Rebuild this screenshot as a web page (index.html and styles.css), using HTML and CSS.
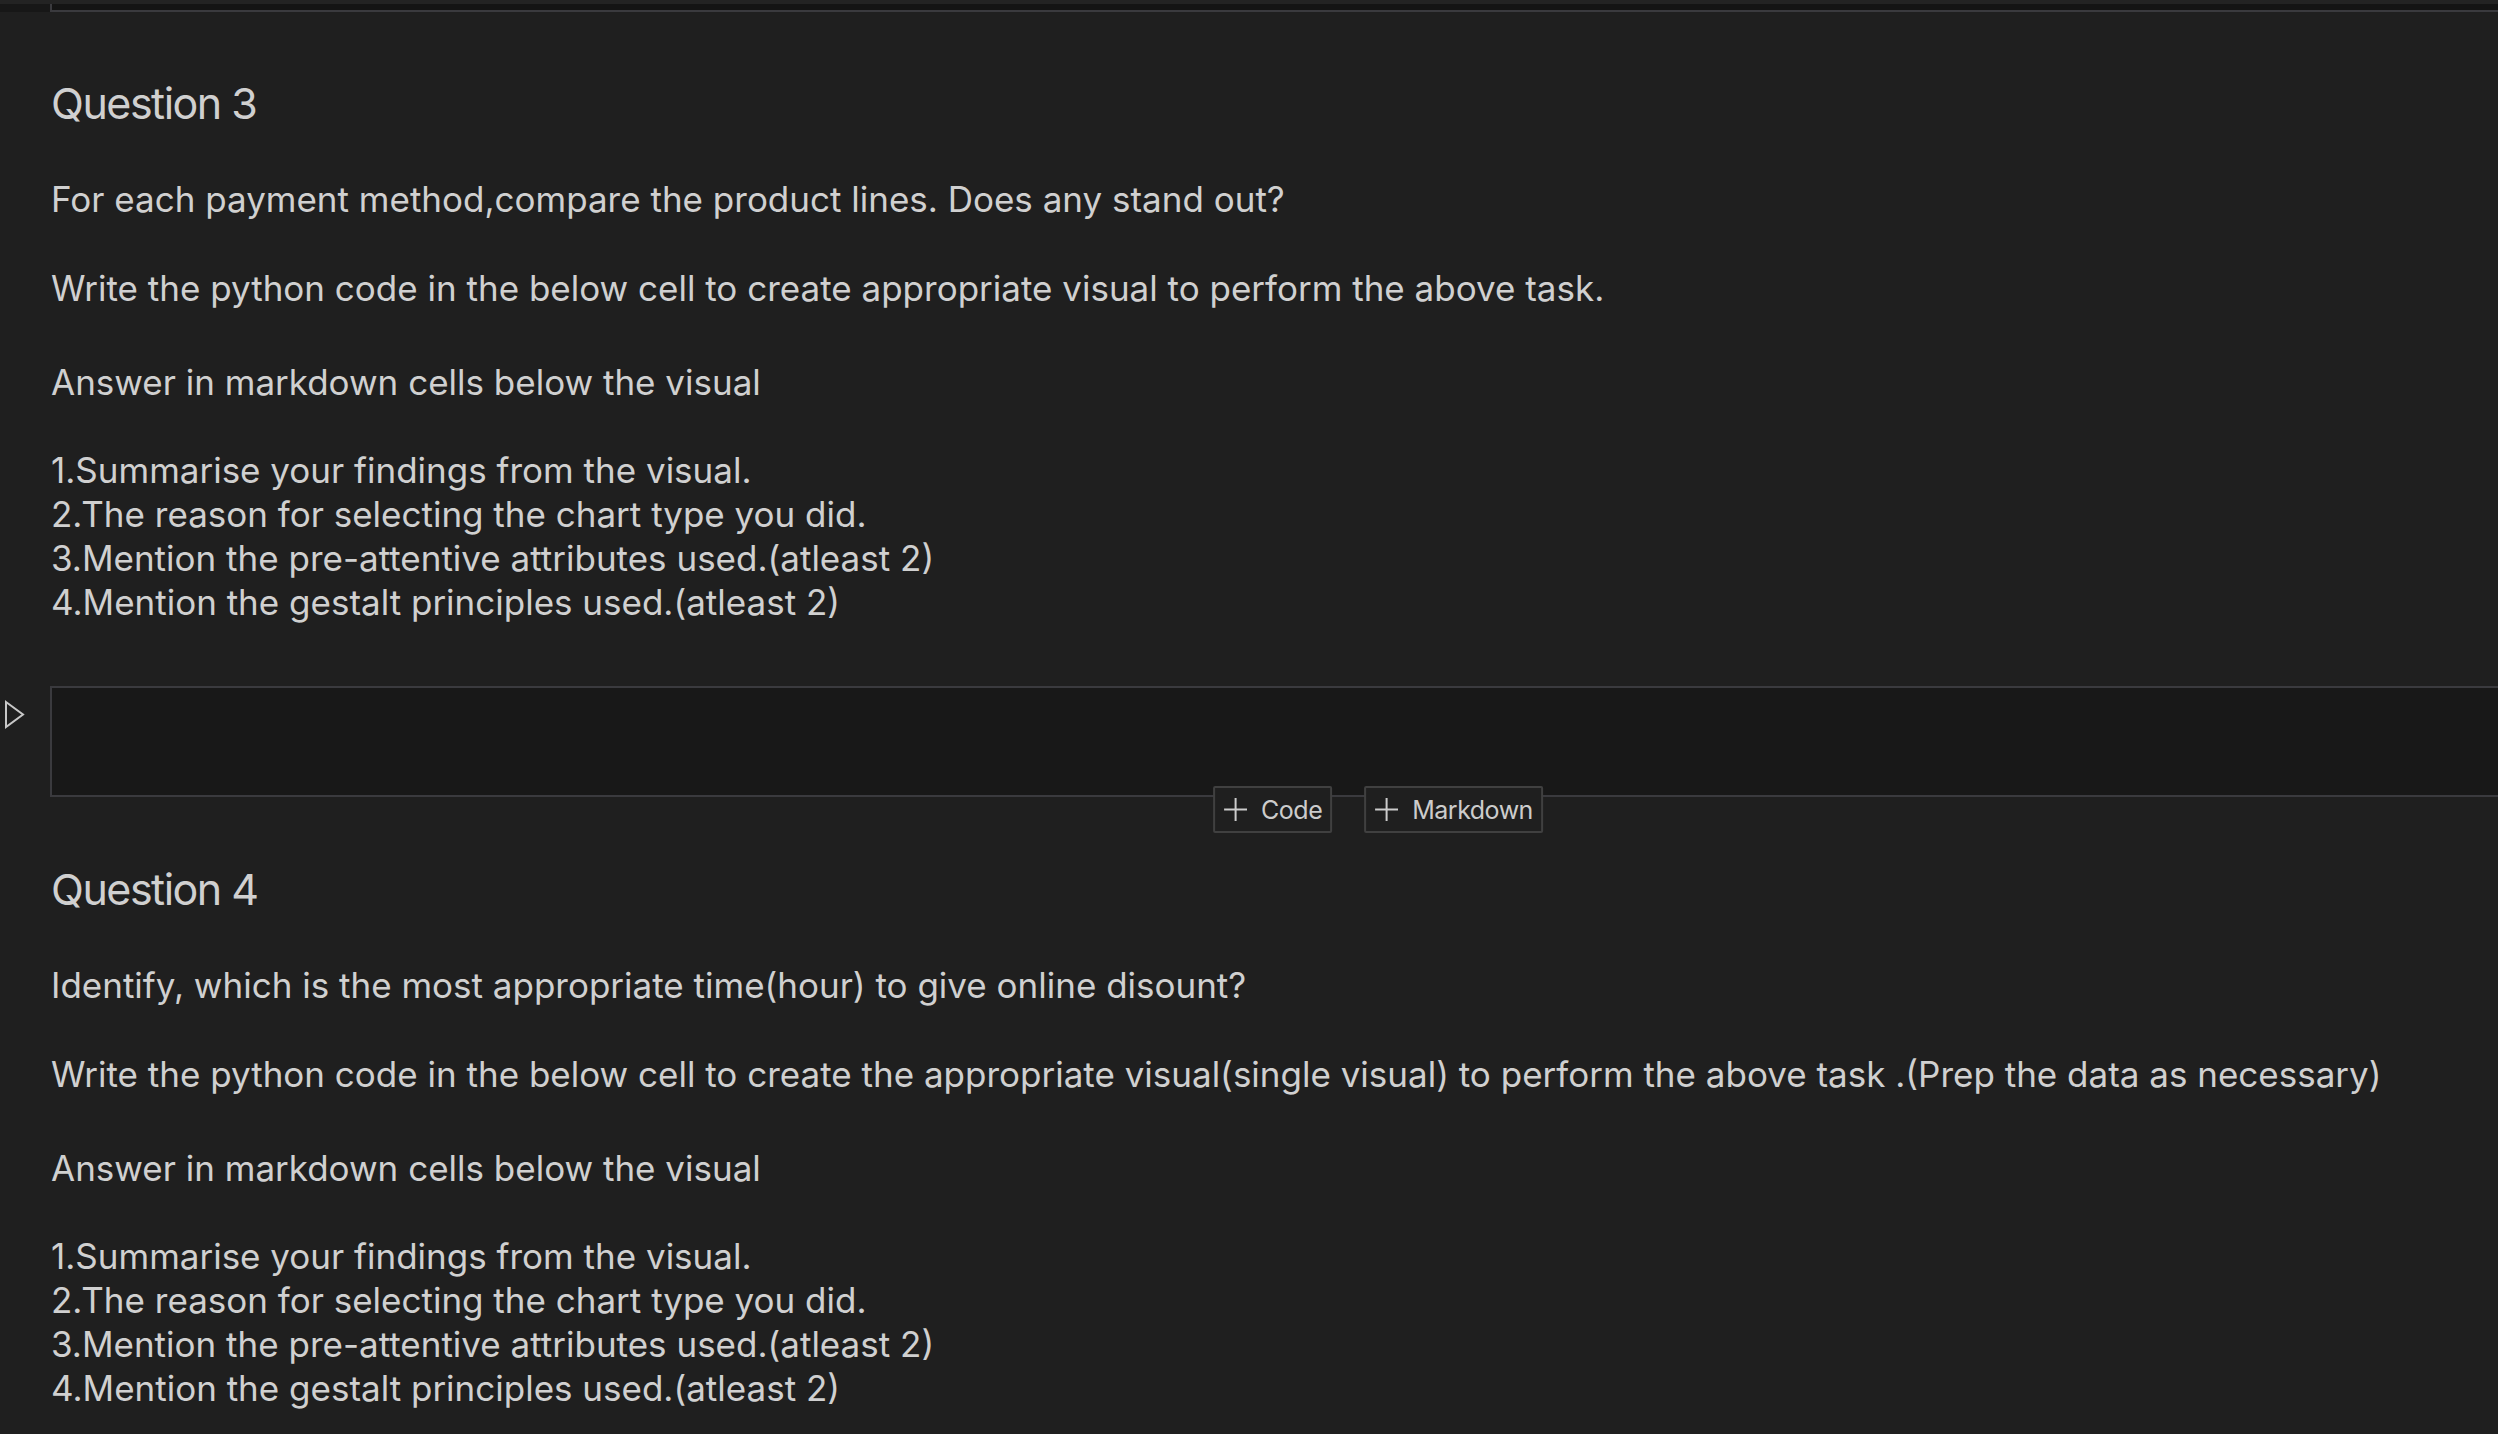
FILE: index.html
```html
<!DOCTYPE html>
<html lang="en">
<head>
<meta charset="utf-8">
<title>Notebook</title>
<link rel="stylesheet" href="styles.css">
</head>
<body>
<div class="top-strip"></div>
<div class="prev-row">
  <div class="prev-gutter"></div>
  <div class="prev-cell"></div>
</div>

<section class="md">
  <h2 class="q">Question 3</h2>
  <p class="p">For each payment method,compare the product lines. Does any stand out?</p>
  <p class="p p-write">Write the python code in the below cell to create appropriate visual to perform the above task.</p>
  <p class="p p-answer">Answer in markdown cells below the visual</p>
  <p class="p list">1.Summarise your findings from the visual.<br>2.The reason for selecting the chart type you did.<br>3.Mention the pre-attentive attributes used.(atleast 2)<br>4.Mention the gestalt principles used.(atleast 2)</p>
</section>

<div class="cell-row">
  <div class="gutter">
    <svg class="run" width="22" height="30" viewBox="0 0 22 30"><polygon points="2,2 19,14.5 2,27" fill="none" stroke="#c8c8c8" stroke-width="2" stroke-linejoin="miter"/></svg>
  </div>
  <div class="cell">
    <div class="toolbar">
      <button class="btn"><svg class="plus" width="23" height="23" viewBox="0 0 23 23"><path d="M11.5 0V23M0 11.5H23" stroke="#cccccc" stroke-width="2"/></svg><span>Code</span></button>
      <button class="btn"><svg class="plus" width="23" height="23" viewBox="0 0 23 23"><path d="M11.5 0V23M0 11.5H23" stroke="#cccccc" stroke-width="2"/></svg><span>Markdown</span></button>
    </div>
  </div>
</div>

<section class="md md2">
  <h2 class="q">Question 4</h2>
  <p class="p">Identify, which is the most appropriate time(hour) to give online disount?</p>
  <p class="p p-write">Write the python code in the below cell to create the appropriate visual(single visual) to perform the above task .(Prep the data as necessary)</p>
  <p class="p p-answer">Answer in markdown cells below the visual</p>
  <p class="p list">1.Summarise your findings from the visual.<br>2.The reason for selecting the chart type you did.<br>3.Mention the pre-attentive attributes used.(atleast 2)<br>4.Mention the gestalt principles used.(atleast 2)</p>
</section>
</body>
</html>
```

FILE: styles.css
```css
html, body {
  margin: 0;
  padding: 0;
}
body {
  width: 2498px;
  height: 1434px;
  overflow: hidden;
  background: #1f1f1f;
  color: #d0d0d0;
  font-family: Inter, "Noto Sans", "Liberation Sans", sans-serif;
}

.top-strip {
  height: 4px;
  background: #232323;
}
.prev-row {
  display: flex;
  height: 8px;
}
.prev-gutter {
  width: 50px;
  background: #171717;
}
.prev-cell {
  flex: 1;
  background: #141414;
  border-left: 2px solid #3a3a3e;
  border-bottom: 2px solid #3a3a3e;
}

.md {
  padding-left: 51px;
  padding-top: 65px;
}
.md2 {
  padding-top: 66px;
}
.q {
  margin: 0 0 48px 0;
  font-size: 43px;
  line-height: 52px;
  font-weight: 400;
  letter-spacing: -1.5px;
  color: #d0d0d0;
}
.p {
  margin: 0 0 45px 0;
  font-size: 35px;
  line-height: 44px;
  letter-spacing: 0;
  white-space: nowrap;
}
.p-write {
  margin-bottom: 50px;
}
.p-answer {
  margin-bottom: 44px;
}
.list {
  margin-bottom: 0;
}

.cell-row {
  display: flex;
  width: 2704px;
  margin-top: 62px;
}
.gutter {
  width: 50px;
  flex: none;
  padding-top: 14px;
}
.run {
  display: block;
  margin-left: 4px;
}
.cell {
  position: relative;
  flex: 1;
  height: 107px;
  background: #181818;
  border: 2px solid #3a3a3e;
  border-right: none;
}
.toolbar {
  position: absolute;
  top: 98px;
  left: 50%;
  transform: translateX(-50%);
  display: flex;
  gap: 32px;
}
.btn {
  display: flex;
  align-items: center;
  height: 47px;
  box-sizing: border-box;
  padding: 0 8px 0 9px;
  background: #1f1f1f;
  border: 2px solid #404040;
  border-radius: 2px;
  color: #cccccc;
  font-family: Inter, "Noto Sans", "Liberation Sans", sans-serif;
  font-size: 25px;
  letter-spacing: -0.5px;
  white-space: nowrap;
}
.plus {
  display: block;
  flex: none;
  margin-right: 14px;
}
```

◆ **Written instruction**: Using the data above, print every line exactly, omitting pictures.

◆ **The answer**:
Rebuild this screenshot as a web page (index.html and styles.css), using HTML and CSS.
FILE: index.html
```html
<!DOCTYPE html>
<html lang="en">
<head>
<meta charset="utf-8">
<title>Notebook</title>
<link rel="stylesheet" href="styles.css">
</head>
<body>
<div class="top-strip"></div>
<div class="prev-row">
  <div class="prev-gutter"></div>
  <div class="prev-cell"></div>
</div>

<section class="md">
  <h2 class="q">Question 3</h2>
  <p class="p">For each payment method,compare the product lines. Does any stand out?</p>
  <p class="p p-write">Write the python code in the below cell to create appropriate visual to perform the above task.</p>
  <p class="p p-answer">Answer in markdown cells below the visual</p>
  <p class="p list">1.Summarise your findings from the visual.<br>2.The reason for selecting the chart type you did.<br>3.Mention the pre-attentive attributes used.(atleast 2)<br>4.Mention the gestalt principles used.(atleast 2)</p>
</section>

<div class="cell-row">
  <div class="gutter">
    <svg class="run" width="22" height="30" viewBox="0 0 22 30"><polygon points="2,2 19,14.5 2,27" fill="none" stroke="#c8c8c8" stroke-width="2" stroke-linejoin="miter"/></svg>
  </div>
  <div class="cell">
    <div class="toolbar">
      <button class="btn"><svg class="plus" width="23" height="23" viewBox="0 0 23 23"><path d="M11.5 0V23M0 11.5H23" stroke="#cccccc" stroke-width="2"/></svg><span>Code</span></button>
      <button class="btn"><svg class="plus" width="23" height="23" viewBox="0 0 23 23"><path d="M11.5 0V23M0 11.5H23" stroke="#cccccc" stroke-width="2"/></svg><span>Markdown</span></button>
    </div>
  </div>
</div>

<section class="md md2">
  <h2 class="q">Question 4</h2>
  <p class="p">Identify, which is the most appropriate time(hour) to give online disount?</p>
  <p class="p p-write">Write the python code in the below cell to create the appropriate visual(single visual) to perform the above task .(Prep the data as necessary)</p>
  <p class="p p-answer">Answer in markdown cells below the visual</p>
  <p class="p list">1.Summarise your findings from the visual.<br>2.The reason for selecting the chart type you did.<br>3.Mention the pre-attentive attributes used.(atleast 2)<br>4.Mention the gestalt principles used.(atleast 2)</p>
</section>
</body>
</html>
```

FILE: styles.css
```css
html, body {
  margin: 0;
  padding: 0;
}
body {
  width: 2498px;
  height: 1434px;
  overflow: hidden;
  background: #1f1f1f;
  color: #d0d0d0;
  font-family: Inter, "Noto Sans", "Liberation Sans", sans-serif;
}

.top-strip {
  height: 4px;
  background: #232323;
}
.prev-row {
  display: flex;
  height: 8px;
}
.prev-gutter {
  width: 50px;
  background: #171717;
}
.prev-cell {
  flex: 1;
  background: #141414;
  border-left: 2px solid #3a3a3e;
  border-bottom: 2px solid #3a3a3e;
}

.md {
  padding-left: 51px;
  padding-top: 65px;
}
.md2 {
  padding-top: 66px;
}
.q {
  margin: 0 0 48px 0;
  font-size: 43px;
  line-height: 52px;
  font-weight: 400;
  letter-spacing: -1.5px;
  color: #d0d0d0;
}
.p {
  margin: 0 0 45px 0;
  font-size: 35px;
  line-height: 44px;
  letter-spacing: 0;
  white-space: nowrap;
}
.p-write {
  margin-bottom: 50px;
}
.p-answer {
  margin-bottom: 44px;
}
.list {
  margin-bottom: 0;
}

.cell-row {
  display: flex;
  width: 2704px;
  margin-top: 62px;
}
.gutter {
  width: 50px;
  flex: none;
  padding-top: 14px;
}
.run {
  display: block;
  margin-left: 4px;
}
.cell {
  position: relative;
  flex: 1;
  height: 107px;
  background: #181818;
  border: 2px solid #3a3a3e;
  border-right: none;
}
.toolbar {
  position: absolute;
  top: 98px;
  left: 50%;
  transform: translateX(-50%);
  display: flex;
  gap: 32px;
}
.btn {
  display: flex;
  align-items: center;
  height: 47px;
  box-sizing: border-box;
  padding: 0 8px 0 9px;
  background: #1f1f1f;
  border: 2px solid #404040;
  border-radius: 2px;
  color: #cccccc;
  font-family: Inter, "Noto Sans", "Liberation Sans", sans-serif;
  font-size: 25px;
  letter-spacing: -0.5px;
  white-space: nowrap;
}
.plus {
  display: block;
  flex: none;
  margin-right: 14px;
}
```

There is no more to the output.